POKROVSK, UKRAINE (AP) – With Russia claiming to have taken prisoner nearly 2,500 Ukrainian fighters from the besieged Mariupol steel plant, concerns grew about their fate as a Moscow-backed separatist leader vowed they would face tribunals.

Russia has declared its full control of the Azovstal steel plant, which for weeks was the last holdout in Mariupol and a symbol of Ukrainian tenacity in the strategic port city, now in ruins with more than 20,000 residents feared dead.

The seizure gives Russian President Vladimir Putin a badly wanted victory in the war he began nearly three months ago.

As the West rallies behind Ukraine, Polish President Andrzej Duda arrived in Ukraine on an unannounced visit and will address the country’s Parliament, his office said.

Poland, which has welcomed millions of Ukrainian refugees since the start of the war, is a strong supporter of Ukraine’s desire to join the European Union.

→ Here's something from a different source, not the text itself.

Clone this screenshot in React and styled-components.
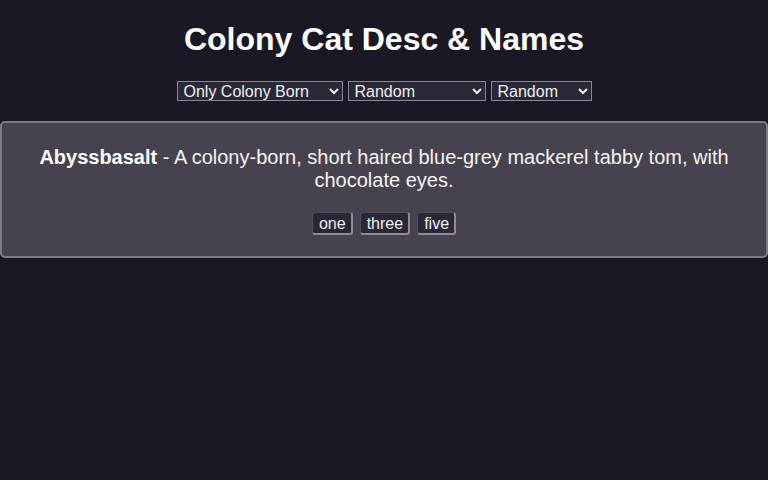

With Russia blocking Ukraine’s sea ports, Poland has become a major gateway for Western humanitarian aid and weapons going into Ukraine and has been helping Ukraine get its grain and other agricultural products to world markets. The Russian Defense Ministry released video of Ukrainian soldiers being detained after announcing that its forces had removed the last holdouts from the Mariupol plant’s extensive underground tunnels. It said a total of 2,439 had surrendered.

Family members of the fighters, who came from a variety of military and law enforcement units, have pleaded for them to be given rights as prisoners of war and eventually returned to Ukraine.

The destroyed part of the Ilyich Iron and Steel Works in Ukraine’s port city of Mariupol. PHOTO: AFP

Deputy Prime Minister Iryna Vereshchuk said on Saturday that Ukraine “will fight for the return” of every one of them.

Denis Pushilin, the pro-Kremlin head of an area of eastern Ukraine controlled by Moscow-backed separatists, said the captured fighters included some foreign nationals, though he did not provide details. He said they were sure to face a tribunal.

Russian officials and state media have sought to characterise the fighters as neo-Nazis and criminals.

“I believe that justice must be restored. There is a request for this from ordinary people, society, and, probably, the sane part of the world community,” Russian state news agency Tass quoted Pushilin as saying.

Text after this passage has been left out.